Senior recital acts as an ode to music history, goodbye

When Ian Goedert started his first semester at Waynesburg University, 15 credits made up his schedule. By the end of that semester, he was down to nine credits.

The reason for this was that his original major, journalism, wasn’t working out the way he had intended.

Towards the end of his freshman year, he fully figured out that original major wasn’t for him and switched to pursue a degree in the fine arts department, where he stayed for the next three years.

This past Monday, Goedert, who’s official degree will be in arts administration with a concentration in music, finished his on-stage career at Waynesburg with his senior recital.

Goedert, whose primary instrument is the cello, wanted to have his recital be somewhat of an ode to music history.

His choices ranged from the Baroque period to the 20th century, and those two eras, despite being immensely far apart, are Goedert’s two favorite time periods in music.

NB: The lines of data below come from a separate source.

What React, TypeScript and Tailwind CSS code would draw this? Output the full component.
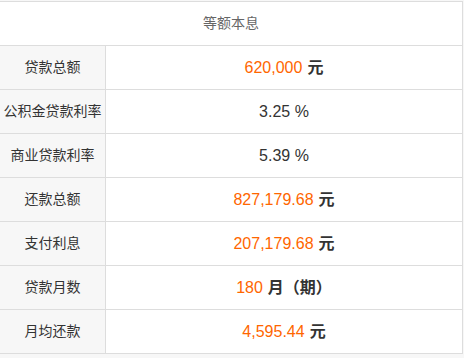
const rows: { label: string; value: string; unit?: string; plain?: boolean }[] = [
  { label: "贷款总额", value: "620,000", unit: "元" },
  { label: "公积金贷款利率", value: "3.25 %", plain: true },
  { label: "商业贷款利率", value: "5.39 %", plain: true },
  { label: "还款总额", value: "827,179.68", unit: "元" },
  { label: "支付利息", value: "207,179.68", unit: "元" },
  { label: "贷款月数", value: "180", unit: "月（期）" },
  { label: "月均还款", value: "4,595.44", unit: "元" },
];

export default function App() {
  return (
    <div className="w-[464px] h-[358px] bg-[#f7f7f7] pt-px" style={{ fontFamily: '"Liberation Sans", "Noto Sans CJK SC", sans-serif' }}>
      <div className="w-[463px] bg-white border-t border-r border-[#dddddd]">
        <div className="h-[44px] flex items-center justify-center text-[14px] text-[#666] border-b border-[#dddddd]">
          等额本息
        </div>
        {rows.map((r) => (
          <div key={r.label} className="grid grid-cols-[106px_1fr] h-[44px] border-b border-[#dddddd]">
            <div className="bg-[#f7f7f7] border-r border-[#dddddd] flex items-center justify-center text-[14px] text-[#333]">
              {r.label}
            </div>
            <div className="flex items-center justify-center text-[16px]">
              {r.plain ? (
                <span className="text-[#333]">{r.value}</span>
              ) : (
                <>
                  <span className="text-[#ff6600]">{r.value}</span>
                  <span className="ml-[5px] font-bold text-[#333]">{r.unit}</span>
                </>
              )}
            </div>
          </div>
        ))}
      </div>
    </div>
  );
}
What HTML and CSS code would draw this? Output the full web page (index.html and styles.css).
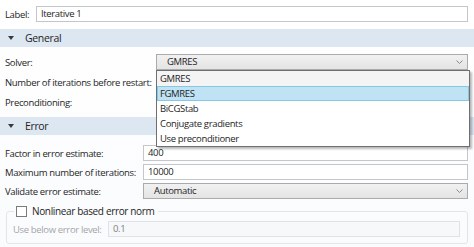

“I think the more eras you learn to play, there are definitely distinct styles to each of them, you definitely become more diverse as a player,” he said. “I think that’s important.”

Ronda DePriest, professor of instrumental music and director of the music program, is teaching the class confirmation that Goedert is performing for a grade in. DePriest also made note of the variety of eras and music featured in Goedert’s recital.

“He has a classical piece, a romantic piece which would be the 1800s all the way to the 20th century,” she said. “He has it kind of spread across the [history].”

While Goedert felt comfortable in his second major, the switch did bring a few challenges, with stage fright being one of the biggest. While Goedert had the benefit of prescribed beta blockers, given to him after a studio recital last year didn’t go according to plan, to help him work past his fear, simply getting used to playing in general was a big part of Goedert becoming more comfortable to doing so in front of a crowd.

“Just through playing more in front of more people more often,” he said. “The big thing was spring last year, my studio recital didn’t go so well because I was so nervous. I was literally quaking.”

Because Goedert didn’t enter the fine arts department right away, DePriest got the impression that he felt he was behind in his new major. With time though, Goedert grew aware of— and confident in— his talents. Goedert’s overall growth in fine arts was demonstrated by the fact that his senior recital was, for the most part, his creation and he was in charge of organizing it.

“He’s learned to look very realistically and realize that he does have a lot of skills, and he has a lot of intelligence, a lot of intellect…” Depriest said. “He’s come such a long way.”

Goedert’s respect for music history, his self-assurance and his overall personality, for DePriest, will lead him to a successful career after Waynesburg.

“I think he’s a great guy to be around,” she said. “He really is eclectic with the types of music that he likes, and I think that will serve him well in this area as his well. I think he’s found confidence in himself that should translate very well in a career.”

Looking back, had Goedert not made the switch from writing to music, he’s not sure if he’d have lasted at Waynesburg University.

“I honestly don’t know if I’d still be here,” he said. “First semester freshman year, I came in with 15 credits and came out with nine. That’s how bad it was. So it was pretty rough, but I think switching really did save me, honestly.”